Resonance and corrugation

Sir - Your article ’Optimised ballastless track for HSL-Zuid’ (RG 11.99 p715) deals in particular with the influence of the so-called "pinned-pinned" resonance on formation of corrugation. It is stated (correctly) that a lighter rail section increases the receptance at high frequencies and reduces the frequency of the pinned-pinned resonance. However, I am puzzled why this should automatically result in a reduction in corrugation formation: there is a step in the logic here which the authors omit and which I at least am unable to fill in.

Stiff railpads also increase the receptance over the same frequency range (although they have no significant influence on the frequency of the pinned-pinned resonance). However, it has been demonstrated both by calculation and by field tests that resilient railpads are one of the most effective means of treating almost all types of corrugation. Unfortunately, it would appear that we shall not have the benefit of a side-by-side test of different rail sections on the same stretch of track to determine the real influence of rail section on corrugation formation.
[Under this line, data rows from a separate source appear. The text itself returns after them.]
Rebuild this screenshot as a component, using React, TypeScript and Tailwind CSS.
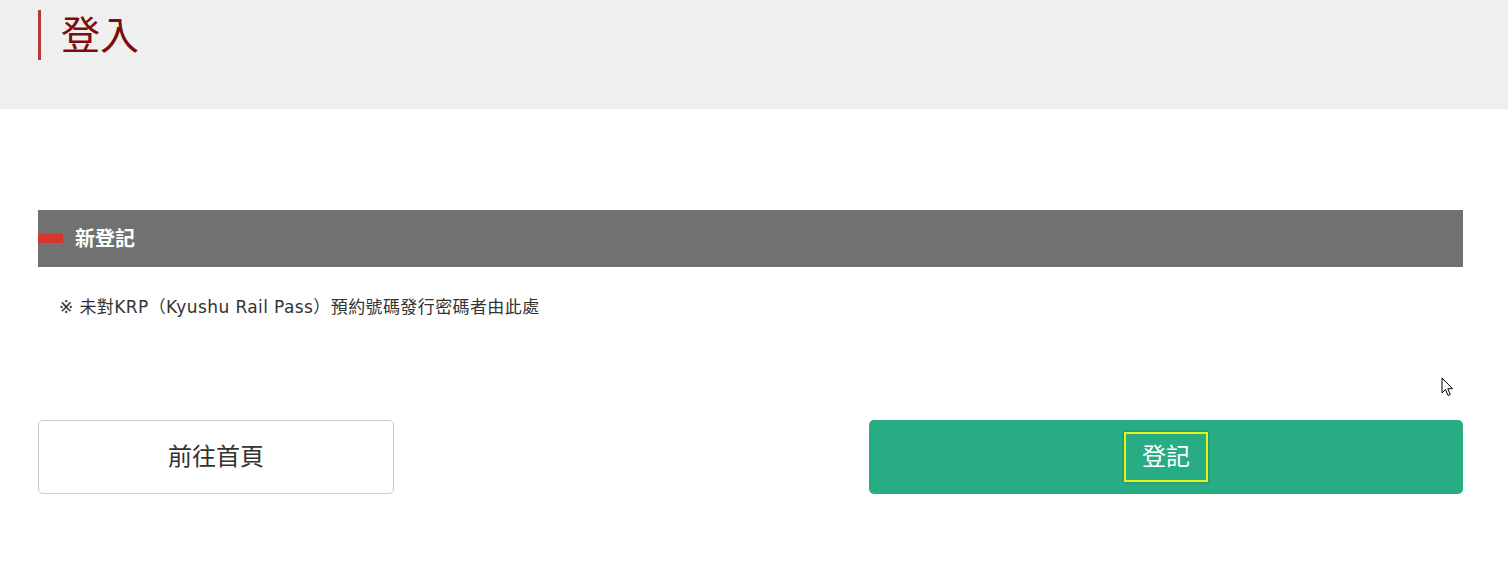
import React from 'react';

const FONT = '"DejaVu Sans", "Noto Sans CJK TC", sans-serif';

// 滑鼠游標（截圖中出現的）
const Cursor: React.FC = () => (
  <svg width="13" height="20" viewBox="0 0 13 20" className="absolute left-[1441px] top-[377px]">
    <path d="M1 1 L1 16 L4.5 12.5 L7 18.5 L9.3 17.5 L6.8 11.7 L11.5 11.7 Z" fill="#fff" stroke="#000" strokeWidth="1" strokeLinejoin="round" />
  </svg>
);

const App: React.FC = () => {
  return (
    <div className="relative w-[1508px] h-[581px] bg-white overflow-hidden" style={{ fontFamily: FONT }}>
      {/* 標題區 */}
      <div className="h-[109px] bg-[#efefef] pt-[10px] pl-[38px]">
        <div className="flex items-center h-[50px] border-l-[3px] border-[#b23a3a] pl-[20px]">
          <h1 className="text-[39px] leading-none text-[#7d0c0c]">登入</h1>
        </div>
      </div>

      <div className="px-[38px] pt-[101px]">
        <div className="w-[1425px]">
          {/* 區塊標題 */}
          <div className="flex items-center h-[57px] bg-[#717171]">
            <span className="w-[25px] h-[9px] bg-[#d8352f]" />
            <span className="ml-[12px] text-[20px] font-bold text-white">新登記</span>
          </div>

          <p className="mt-[27px] pl-[21px] text-[17px] tracking-[0.4px] leading-[26px] text-[#333]">
            ※ 未對KRP（Kyushu Rail Pass）預約號碼發行密碼者由此處
          </p>

          {/* 按鈕 */}
          <div className="flex justify-between mt-[100px]">
            <button className="w-[356px] h-[74px] bg-white border border-[#cccccc] rounded-[5px] text-[24px] text-[#333]">
              前往首頁
            </button>
            <button className="w-[594px] h-[74px] bg-[#27ac84] rounded-[5px] flex items-center justify-center">
              <span className="flex items-center justify-center w-[84px] h-[50px] border-2 border-[#e6f21c] text-[24px] text-white shadow-[0_0_3px_rgba(0,0,0,0.3)]">
                登記
              </span>
            </button>
          </div>
        </div>
      </div>

      <Cursor />
    </div>
  );
};

export default App;
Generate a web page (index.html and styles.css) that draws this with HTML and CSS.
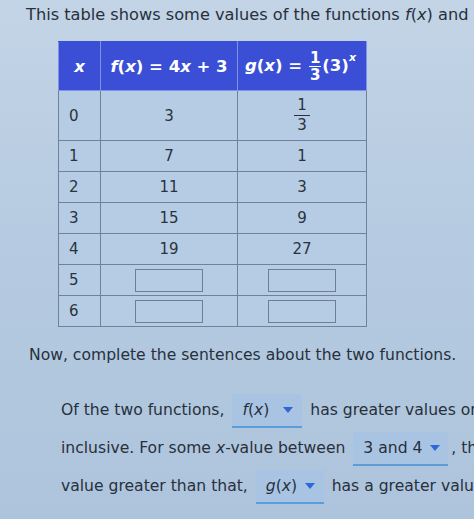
FILE: index.html
```html
<!DOCTYPE html>
<html>
<head>
<meta charset="utf-8">
<link rel="stylesheet" href="styles.css">
</head>
<body>
<div class="page">
  <p class="title">This table shows some values of the functions <i>f</i>(<i>x</i>) and <i>g</i>(<i>x</i>).</p>
  <table class="vals">
    <thead>
      <tr>
        <th class="cx"><i>x</i></th>
        <th class="cf"><i>f</i>(<i>x</i>) = 4<i>x</i> + 3</th>
        <th class="cg"><i>g</i>(<i>x</i>) = <span class="frac hfrac"><span class="num">1</span><span class="den">3</span></span>(3)<sup><i>x</i></sup></th>
      </tr>
    </thead>
    <tbody>
      <tr class="r0"><td class="cx">0</td><td>3</td><td><span class="frac"><span class="num">1</span><span class="den">3</span></span></td></tr>
      <tr><td class="cx">1</td><td>7</td><td>1</td></tr>
      <tr><td class="cx">2</td><td>11</td><td>3</td></tr>
      <tr><td class="cx">3</td><td>15</td><td>9</td></tr>
      <tr><td class="cx">4</td><td>19</td><td>27</td></tr>
      <tr><td class="cx">5</td><td><span class="box"></span></td><td><span class="box"></span></td></tr>
      <tr><td class="cx">6</td><td><span class="box"></span></td><td><span class="box"></span></td></tr>
    </tbody>
  </table>
  <p class="now">Now, complete the sentences about the two functions.</p>
  <div class="sentences">
    <div class="line">Of the two functions, <span class="dd w1"><span><i>f</i>(<i>x</i>)</span><span class="tri"></span></span> has greater values on the interval</div>
    <div class="line">inclusive. For some <i>x</i>-value between <span class="dd w2"><span>3 and 4</span><span class="tri"></span></span>, the two functions have equal values. For any <i>x</i>-</div>
    <div class="line">value greater than that, <span class="dd w3"><span><i>g</i>(<i>x</i>)</span><span class="tri"></span></span> has a greater value.</div>
  </div>
</div>
</body>
</html>
```

FILE: styles.css
```css
html, body {
  margin: 0;
  padding: 0;
}
body {
  width: 474px;
  height: 519px;
  overflow: hidden;
  background: linear-gradient(180deg, #c3d4e6 0%, #b6cbe1 45%, #adc4dc 100%);
  font-family: "DejaVu Sans", Verdana, sans-serif;
  color: #27303c;
}
.page {
  width: 474px;
  overflow: hidden;
}
.title {
  margin: 0;
  padding: 4px 0 0 26px;
  font-size: 16.2px;
  line-height: 22px;
  white-space: nowrap;
}
.vals {
  margin: 15px 0 0 58px;
  border-collapse: collapse;
  table-layout: fixed;
  font-size: 15px;
  background: #b5cce4;
}
.vals th {
  background: #3a4fd6;
  color: #ffffff;
  font-weight: bold;
  font-size: 16.5px;
  height: 48px;
  padding: 0;
  border: 1px solid #7f92e4;
  border-top-color: #3a4fd6;
  white-space: nowrap;
}
.vals th.cx { width: 41px; }
.vals th.cf { width: 136px; }
.vals th.cg { width: 121px; text-align: left; padding-left: 7px; }
.vals td {
  border: 1px solid #6e8298;
  text-align: center;
  height: 30px;
  padding: 0;
  color: #2a333d;
}
.vals td.cx {
  text-align: left;
  padding-left: 10px;
}
.vals tr.r0 td { height: 49px; }
.frac {
  display: inline-flex;
  flex-direction: column;
  align-items: center;
  vertical-align: middle;
  line-height: 19px;
  font-size: 15px;
}
.frac .num {
  border-bottom: 1px solid #2a333d;
  padding: 0 3px;
}
.hfrac {
  font-size: 15px;
  line-height: 16px;
  margin: 0 1px;
}
.hfrac .num {
  border-bottom: 1.5px solid #ffffff;
  padding: 0 1px;
}
.vals sup {
  font-size: 11px;
  vertical-align: 10px;
  line-height: 0;
}
.box {
  display: inline-block;
  width: 66px;
  height: 21px;
  border: 1px solid #6d7f93;
  vertical-align: middle;
}
.now {
  margin: 17px 0 0 29px;
  font-size: 15.6px;
  line-height: 22px;
  white-space: nowrap;
}
.sentences {
  padding: 25px 0 0 61px;
  font-size: 15.6px;
  white-space: nowrap;
}
.line {
  height: 38px;
  line-height: 38px;
}
.dd {
  display: inline-flex;
  align-items: center;
  justify-content: space-between;
  box-sizing: border-box;
  height: 34px;
  padding: 0 9px 0 10px;
  background: #a9c4e2;
  border-bottom: 2px solid #5b9cd9;
  vertical-align: middle;
  line-height: 20px;
  margin: 0 3px;
}
.w1 { width: 70px; }
.w2 { width: 95px; }
.w3 { width: 68px; }
.tri {
  width: 0;
  height: 0;
  border-left: 5px solid transparent;
  border-right: 5px solid transparent;
  border-top: 6px solid #2b68d8;
  margin-left: 8px;
}
```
On a slightly more academic point, there is also what I assume is a drafting error in Fig 3 which might mislead some readers. The sub-figure illustrating the deflected shape of the rail at the pinned-pinned anti-resonance suggests that there is a cusp in the rail at the point of excitation when this is over a sleeper. First year students of stress analysis will know that such a discontinuity in gradient would result in infinite bending stress in the beam. In reality, the deflected shape of the rail at the anti-resonance is essentially the same as that at the resonance shown in the other sub-figure.
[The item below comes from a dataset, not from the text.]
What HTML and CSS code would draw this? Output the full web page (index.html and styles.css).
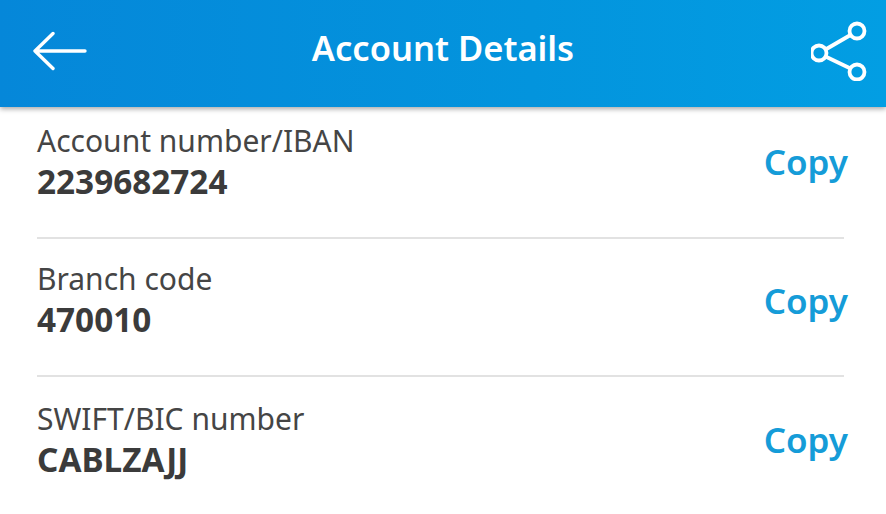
FILE: index.html
```html
<!DOCTYPE html>
<html lang="en">
  <head>
    <meta charset="UTF-8" />
    <meta name="viewport" content="width=device-width, initial-scale=1.0" />
    <title>Account Details</title>
    <link rel="stylesheet" href="styles.css">
  </head>
  <body>
    <header class="topbar">
      <svg class="back-icon" width="54" height="40" viewBox="0 0 54 40" fill="none" stroke="#fff" stroke-width="3.4" stroke-linecap="round" stroke-linejoin="round">
        <path d="M52 20H2M20 2.500L2 20L20 37.500" />
      </svg>
      <h1>Account Details</h1>
      <svg class="share-icon" width="56" height="60" viewBox="0 0 56 60" fill="none" stroke="#fff" stroke-width="3.8">
        <circle cx="46" cy="10" r="7.5" />
        <circle cx="8" cy="32" r="7.5" />
        <circle cx="46" cy="51" r="7.5" />
        <path d="M39.500 14L14.500 28.500M14.500 35.500L39.500 47.500" />
      </svg>
    </header>
    <div class="rows">
      <div class="row">
        <div class="info">
          <p class="label">Account number/IBAN</p>
          <p class="value">2239682724</p>
        </div>
        <a class="copy" href="#">Copy</a>
      </div>
      <div class="row">
        <div class="info">
          <p class="label">Branch code</p>
          <p class="value">470010</p>
        </div>
        <a class="copy" href="#">Copy</a>
      </div>
      <div class="row">
        <div class="info">
          <p class="label">SWIFT/BIC number</p>
          <p class="value">CABLZAJJ</p>
        </div>
        <a class="copy" href="#">Copy</a>
      </div>
    </div>
  </body>
</html>
```

FILE: styles.css
```css
html, body {
  height: 100%;
}
body {
  margin: 0;
  background-color: #fff;
  font-family: "Noto Sans", "Open Sans", sans-serif;
  color: #3b3b3b;
  overflow: hidden;
}
.topbar {
  height: 107px;
  box-sizing: border-box;
  display: flex;
  align-items: center;
  justify-content: space-between;
  padding: 0 19px 5px 33px;
  background: linear-gradient(90deg, #0587d9 0%, #0394dd 60%, #029ee3 100%);
  box-shadow: 0 2px 5px rgba(0, 0, 0, 0.35);
  position: relative;
  z-index: 1;
}
.topbar h1 {
  margin: 0;
  color: #fff;
  font-size: 34.500px;
  font-weight: 600;
  line-height: 40px;
  position: absolute;
  left: 0;
  right: 0;
  top: 28px;
  text-align: center;
}
.back-icon, .share-icon {
  display: block;
}
.rows {
  margin-top: -7px;
  padding: 0 42px 0 37px;
}
.row {
  height: 138.500px;
  box-sizing: border-box;
  padding-bottom: 13px;
  display: flex;
  align-items: center;
  justify-content: space-between;
  border-bottom: 2px solid #e2e2e2;
}
.row:last-child {
  border-bottom: none;
}
.label {
  margin: 0;
  font-size: 30px;
  line-height: 39px;
  color: #454545;
}
.value {
  margin: 0;
  font-size: 33.300px;
  line-height: 43px;
  font-weight: 700;
}
.copy {
  color: #159cd8;
  font-size: 35px;
  font-weight: 600;
  text-decoration: none;
  margin-right: -4px;
}
```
However, when the rail is excited over a sleeper, these are essentially nodes of the vibration. In other words, there is very little movement, whereas at mid-span there are large deflections. A moving wheel thus experiences a support whose dynamic stiffness at the pinned-pinned resonant frequency varies enormously as the wheel runs along the track. At the second pinned-pinned frequency, there is a resonance as well as the anti-resonance shown in the figure.